◆ **Task objective**
Copy every line in the records below that contains the word "screenshot".

◆ **Exercise input**
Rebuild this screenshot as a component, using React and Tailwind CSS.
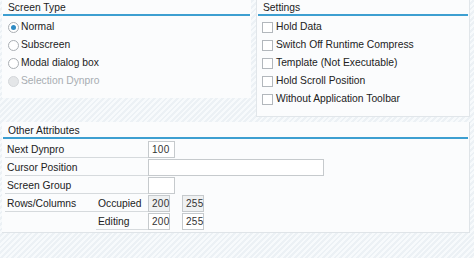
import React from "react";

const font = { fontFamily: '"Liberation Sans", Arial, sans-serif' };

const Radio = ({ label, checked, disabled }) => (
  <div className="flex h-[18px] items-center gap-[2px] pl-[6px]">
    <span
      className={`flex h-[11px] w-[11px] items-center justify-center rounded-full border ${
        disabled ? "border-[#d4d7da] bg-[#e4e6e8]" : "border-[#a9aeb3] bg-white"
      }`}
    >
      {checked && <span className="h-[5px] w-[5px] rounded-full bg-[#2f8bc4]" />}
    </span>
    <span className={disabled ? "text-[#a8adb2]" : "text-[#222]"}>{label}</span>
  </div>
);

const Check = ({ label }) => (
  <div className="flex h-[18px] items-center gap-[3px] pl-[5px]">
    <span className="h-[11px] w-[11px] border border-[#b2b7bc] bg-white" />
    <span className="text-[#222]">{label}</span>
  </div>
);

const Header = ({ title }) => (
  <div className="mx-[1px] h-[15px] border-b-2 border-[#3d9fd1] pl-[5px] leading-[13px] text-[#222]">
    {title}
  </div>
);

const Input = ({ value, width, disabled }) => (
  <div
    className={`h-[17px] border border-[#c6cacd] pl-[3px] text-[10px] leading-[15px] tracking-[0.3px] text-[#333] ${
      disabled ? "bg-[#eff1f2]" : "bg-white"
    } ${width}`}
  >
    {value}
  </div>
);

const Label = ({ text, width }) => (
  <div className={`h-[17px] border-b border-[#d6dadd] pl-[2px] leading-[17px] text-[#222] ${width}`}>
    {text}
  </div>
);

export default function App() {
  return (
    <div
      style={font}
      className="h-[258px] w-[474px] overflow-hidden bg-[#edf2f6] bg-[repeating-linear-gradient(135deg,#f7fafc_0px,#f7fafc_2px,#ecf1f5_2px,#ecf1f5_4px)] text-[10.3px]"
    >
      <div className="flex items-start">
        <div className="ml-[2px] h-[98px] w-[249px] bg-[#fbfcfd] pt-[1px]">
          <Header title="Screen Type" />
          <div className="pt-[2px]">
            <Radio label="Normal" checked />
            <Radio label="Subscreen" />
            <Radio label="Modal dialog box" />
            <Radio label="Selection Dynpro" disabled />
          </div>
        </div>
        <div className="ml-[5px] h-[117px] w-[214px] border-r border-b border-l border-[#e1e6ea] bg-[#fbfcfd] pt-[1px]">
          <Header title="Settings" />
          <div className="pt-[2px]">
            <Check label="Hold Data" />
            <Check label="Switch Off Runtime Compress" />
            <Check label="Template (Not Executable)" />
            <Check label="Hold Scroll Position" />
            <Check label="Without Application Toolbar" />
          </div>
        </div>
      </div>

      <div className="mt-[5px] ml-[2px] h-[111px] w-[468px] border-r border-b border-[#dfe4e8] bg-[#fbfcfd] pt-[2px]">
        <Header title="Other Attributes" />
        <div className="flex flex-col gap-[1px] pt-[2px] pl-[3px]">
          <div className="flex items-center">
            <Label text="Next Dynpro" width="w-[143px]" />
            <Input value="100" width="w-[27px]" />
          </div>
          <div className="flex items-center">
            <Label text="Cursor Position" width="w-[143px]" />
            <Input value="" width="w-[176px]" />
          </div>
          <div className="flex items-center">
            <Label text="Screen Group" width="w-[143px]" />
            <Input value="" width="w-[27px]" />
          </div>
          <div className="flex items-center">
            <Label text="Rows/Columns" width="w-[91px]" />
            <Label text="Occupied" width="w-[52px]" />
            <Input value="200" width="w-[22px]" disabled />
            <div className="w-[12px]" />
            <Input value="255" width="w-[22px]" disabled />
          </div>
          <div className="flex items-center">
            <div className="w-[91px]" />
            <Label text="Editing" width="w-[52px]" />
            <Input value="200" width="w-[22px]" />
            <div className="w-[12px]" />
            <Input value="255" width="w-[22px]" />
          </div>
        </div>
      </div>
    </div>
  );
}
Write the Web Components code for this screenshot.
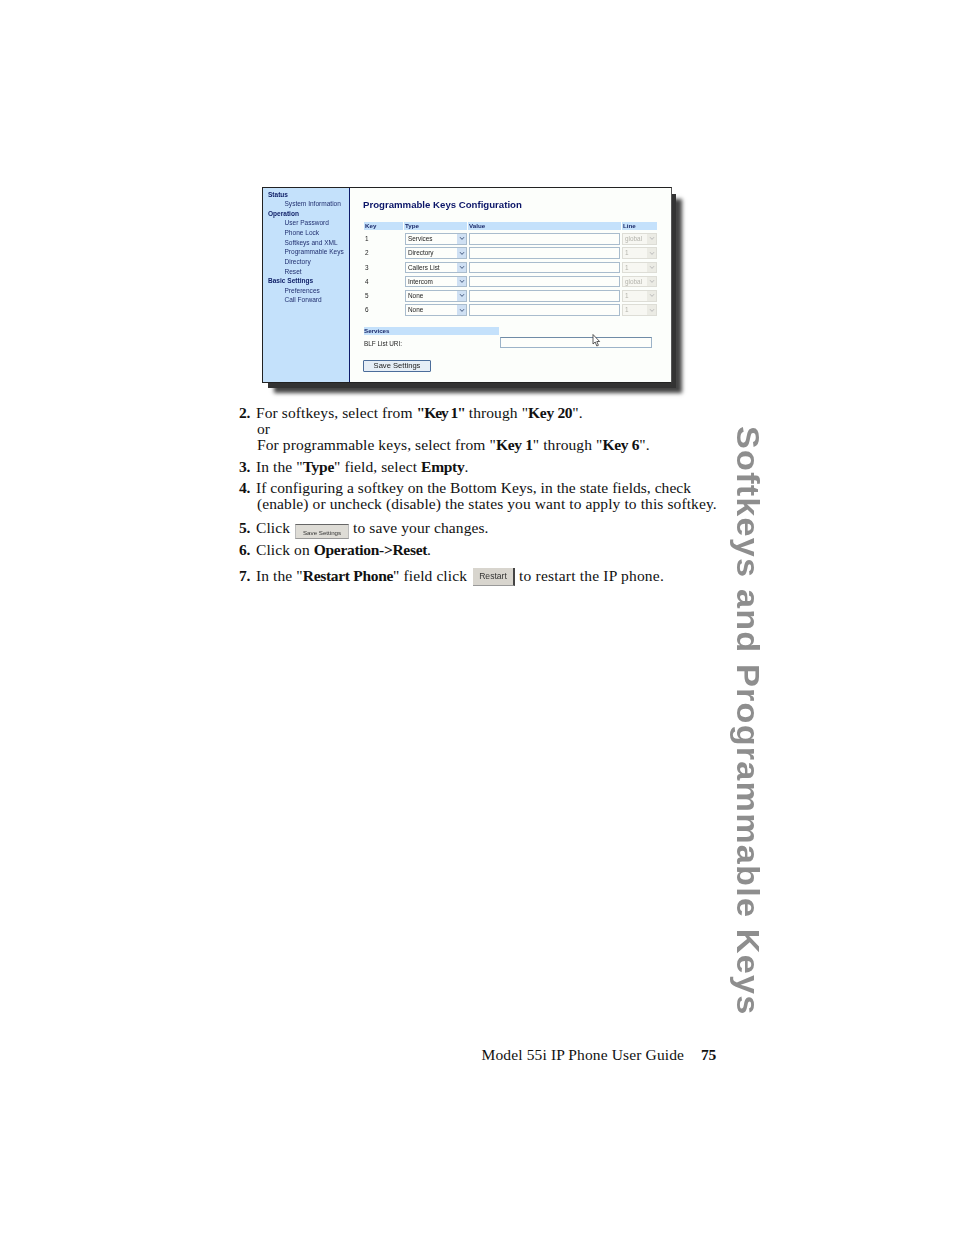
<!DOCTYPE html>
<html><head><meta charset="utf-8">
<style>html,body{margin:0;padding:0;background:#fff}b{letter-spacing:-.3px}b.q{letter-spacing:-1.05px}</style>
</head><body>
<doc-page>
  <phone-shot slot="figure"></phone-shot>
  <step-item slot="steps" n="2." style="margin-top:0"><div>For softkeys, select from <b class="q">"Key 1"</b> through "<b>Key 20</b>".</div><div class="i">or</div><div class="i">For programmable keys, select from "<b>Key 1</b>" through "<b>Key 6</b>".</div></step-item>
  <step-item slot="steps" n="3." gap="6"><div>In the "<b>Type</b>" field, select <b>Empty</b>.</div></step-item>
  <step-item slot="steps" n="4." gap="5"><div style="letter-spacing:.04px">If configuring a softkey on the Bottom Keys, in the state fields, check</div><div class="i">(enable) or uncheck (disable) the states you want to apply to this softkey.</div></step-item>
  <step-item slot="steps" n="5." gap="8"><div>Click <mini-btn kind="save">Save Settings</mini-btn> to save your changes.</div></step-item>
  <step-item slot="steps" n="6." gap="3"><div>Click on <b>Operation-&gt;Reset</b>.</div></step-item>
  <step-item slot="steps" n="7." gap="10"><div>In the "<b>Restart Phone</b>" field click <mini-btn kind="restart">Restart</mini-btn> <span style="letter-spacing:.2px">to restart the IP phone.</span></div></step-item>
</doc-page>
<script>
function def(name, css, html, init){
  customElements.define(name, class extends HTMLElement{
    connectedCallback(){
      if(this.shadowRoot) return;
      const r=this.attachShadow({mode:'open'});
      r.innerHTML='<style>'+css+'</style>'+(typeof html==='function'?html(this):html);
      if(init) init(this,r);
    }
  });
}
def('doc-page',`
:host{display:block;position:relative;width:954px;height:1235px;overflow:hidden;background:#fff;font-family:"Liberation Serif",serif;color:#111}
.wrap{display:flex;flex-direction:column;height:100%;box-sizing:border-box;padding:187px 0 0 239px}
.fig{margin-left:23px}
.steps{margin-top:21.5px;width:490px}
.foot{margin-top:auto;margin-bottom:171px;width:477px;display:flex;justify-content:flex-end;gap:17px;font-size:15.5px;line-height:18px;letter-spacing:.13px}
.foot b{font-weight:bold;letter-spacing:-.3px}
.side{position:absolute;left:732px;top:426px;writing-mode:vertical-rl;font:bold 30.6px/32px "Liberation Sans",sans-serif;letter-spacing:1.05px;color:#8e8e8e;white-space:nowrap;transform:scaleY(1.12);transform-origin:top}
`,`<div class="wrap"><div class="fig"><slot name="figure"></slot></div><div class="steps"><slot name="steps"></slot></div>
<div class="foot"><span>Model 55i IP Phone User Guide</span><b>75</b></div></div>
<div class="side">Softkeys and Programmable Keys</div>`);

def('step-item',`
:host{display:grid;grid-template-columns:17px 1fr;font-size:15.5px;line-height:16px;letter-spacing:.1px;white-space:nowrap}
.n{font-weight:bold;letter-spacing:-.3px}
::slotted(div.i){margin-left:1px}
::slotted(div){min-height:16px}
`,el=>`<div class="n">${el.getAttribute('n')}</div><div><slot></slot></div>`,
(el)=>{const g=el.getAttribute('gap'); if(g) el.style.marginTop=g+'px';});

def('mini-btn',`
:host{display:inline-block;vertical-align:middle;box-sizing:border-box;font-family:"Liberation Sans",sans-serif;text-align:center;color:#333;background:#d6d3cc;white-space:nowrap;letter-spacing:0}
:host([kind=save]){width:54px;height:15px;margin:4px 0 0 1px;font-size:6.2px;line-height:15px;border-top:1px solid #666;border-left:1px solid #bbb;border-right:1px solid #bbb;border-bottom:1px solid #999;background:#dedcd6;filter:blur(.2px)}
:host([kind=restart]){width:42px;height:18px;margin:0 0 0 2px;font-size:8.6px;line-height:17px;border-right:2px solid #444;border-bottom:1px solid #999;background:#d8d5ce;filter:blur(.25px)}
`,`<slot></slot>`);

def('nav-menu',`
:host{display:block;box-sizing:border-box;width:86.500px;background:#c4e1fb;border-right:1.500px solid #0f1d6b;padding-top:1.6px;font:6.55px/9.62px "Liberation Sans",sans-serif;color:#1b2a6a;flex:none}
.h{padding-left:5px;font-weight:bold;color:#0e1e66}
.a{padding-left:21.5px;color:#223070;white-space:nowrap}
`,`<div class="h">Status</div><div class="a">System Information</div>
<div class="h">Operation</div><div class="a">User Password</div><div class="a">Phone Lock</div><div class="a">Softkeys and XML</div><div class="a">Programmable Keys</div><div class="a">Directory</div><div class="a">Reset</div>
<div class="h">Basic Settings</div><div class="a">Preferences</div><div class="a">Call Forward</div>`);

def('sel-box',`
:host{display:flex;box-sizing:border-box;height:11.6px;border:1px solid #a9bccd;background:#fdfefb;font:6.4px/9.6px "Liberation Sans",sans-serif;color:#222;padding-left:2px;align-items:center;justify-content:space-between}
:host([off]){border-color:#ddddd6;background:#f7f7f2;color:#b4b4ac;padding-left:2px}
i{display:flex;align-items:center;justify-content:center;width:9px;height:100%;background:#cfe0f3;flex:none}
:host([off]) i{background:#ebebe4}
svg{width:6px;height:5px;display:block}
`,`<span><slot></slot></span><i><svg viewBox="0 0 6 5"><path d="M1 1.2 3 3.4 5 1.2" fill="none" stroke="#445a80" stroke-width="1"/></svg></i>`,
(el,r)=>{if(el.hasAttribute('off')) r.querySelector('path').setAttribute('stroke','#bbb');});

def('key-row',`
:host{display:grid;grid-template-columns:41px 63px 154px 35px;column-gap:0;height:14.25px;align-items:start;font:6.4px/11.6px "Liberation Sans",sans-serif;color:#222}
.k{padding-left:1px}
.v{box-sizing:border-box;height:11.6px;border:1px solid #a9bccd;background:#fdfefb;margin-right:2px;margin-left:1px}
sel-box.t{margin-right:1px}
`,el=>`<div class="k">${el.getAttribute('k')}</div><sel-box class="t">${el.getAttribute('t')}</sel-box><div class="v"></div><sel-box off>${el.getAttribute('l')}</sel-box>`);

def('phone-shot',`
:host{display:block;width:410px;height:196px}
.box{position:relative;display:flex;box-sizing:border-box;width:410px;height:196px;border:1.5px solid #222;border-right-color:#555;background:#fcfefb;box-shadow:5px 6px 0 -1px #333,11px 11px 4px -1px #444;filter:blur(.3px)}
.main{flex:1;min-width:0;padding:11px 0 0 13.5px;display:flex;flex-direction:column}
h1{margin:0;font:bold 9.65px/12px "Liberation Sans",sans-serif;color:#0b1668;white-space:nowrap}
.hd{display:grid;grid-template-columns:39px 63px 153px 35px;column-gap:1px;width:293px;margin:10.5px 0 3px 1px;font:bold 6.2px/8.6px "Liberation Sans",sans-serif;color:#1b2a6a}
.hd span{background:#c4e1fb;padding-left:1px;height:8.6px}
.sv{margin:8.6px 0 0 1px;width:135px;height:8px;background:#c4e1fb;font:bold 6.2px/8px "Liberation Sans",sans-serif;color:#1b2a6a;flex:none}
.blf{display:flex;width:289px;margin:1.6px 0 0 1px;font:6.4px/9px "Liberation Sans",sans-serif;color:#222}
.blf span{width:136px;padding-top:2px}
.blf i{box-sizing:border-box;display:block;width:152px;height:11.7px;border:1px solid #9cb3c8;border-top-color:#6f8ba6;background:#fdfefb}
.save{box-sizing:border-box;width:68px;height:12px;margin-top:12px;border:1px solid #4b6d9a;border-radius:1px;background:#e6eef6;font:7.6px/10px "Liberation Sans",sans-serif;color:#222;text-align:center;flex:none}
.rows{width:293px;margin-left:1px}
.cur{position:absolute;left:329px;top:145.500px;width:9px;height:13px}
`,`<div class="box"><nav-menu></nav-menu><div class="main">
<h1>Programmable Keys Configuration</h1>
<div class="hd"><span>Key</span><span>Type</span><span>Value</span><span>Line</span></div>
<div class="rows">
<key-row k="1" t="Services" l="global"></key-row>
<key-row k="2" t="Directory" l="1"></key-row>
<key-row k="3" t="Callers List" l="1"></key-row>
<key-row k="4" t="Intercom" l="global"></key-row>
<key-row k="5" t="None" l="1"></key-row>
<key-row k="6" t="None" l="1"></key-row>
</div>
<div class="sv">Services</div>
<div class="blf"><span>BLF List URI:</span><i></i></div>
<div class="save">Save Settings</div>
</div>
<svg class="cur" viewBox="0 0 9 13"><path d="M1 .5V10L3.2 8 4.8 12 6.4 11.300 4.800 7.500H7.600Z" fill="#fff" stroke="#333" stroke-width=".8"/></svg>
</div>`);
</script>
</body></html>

◆ **Complete output**
Rebuild this screenshot as a component, using React and Tailwind CSS.
Write the Web Components code for this screenshot.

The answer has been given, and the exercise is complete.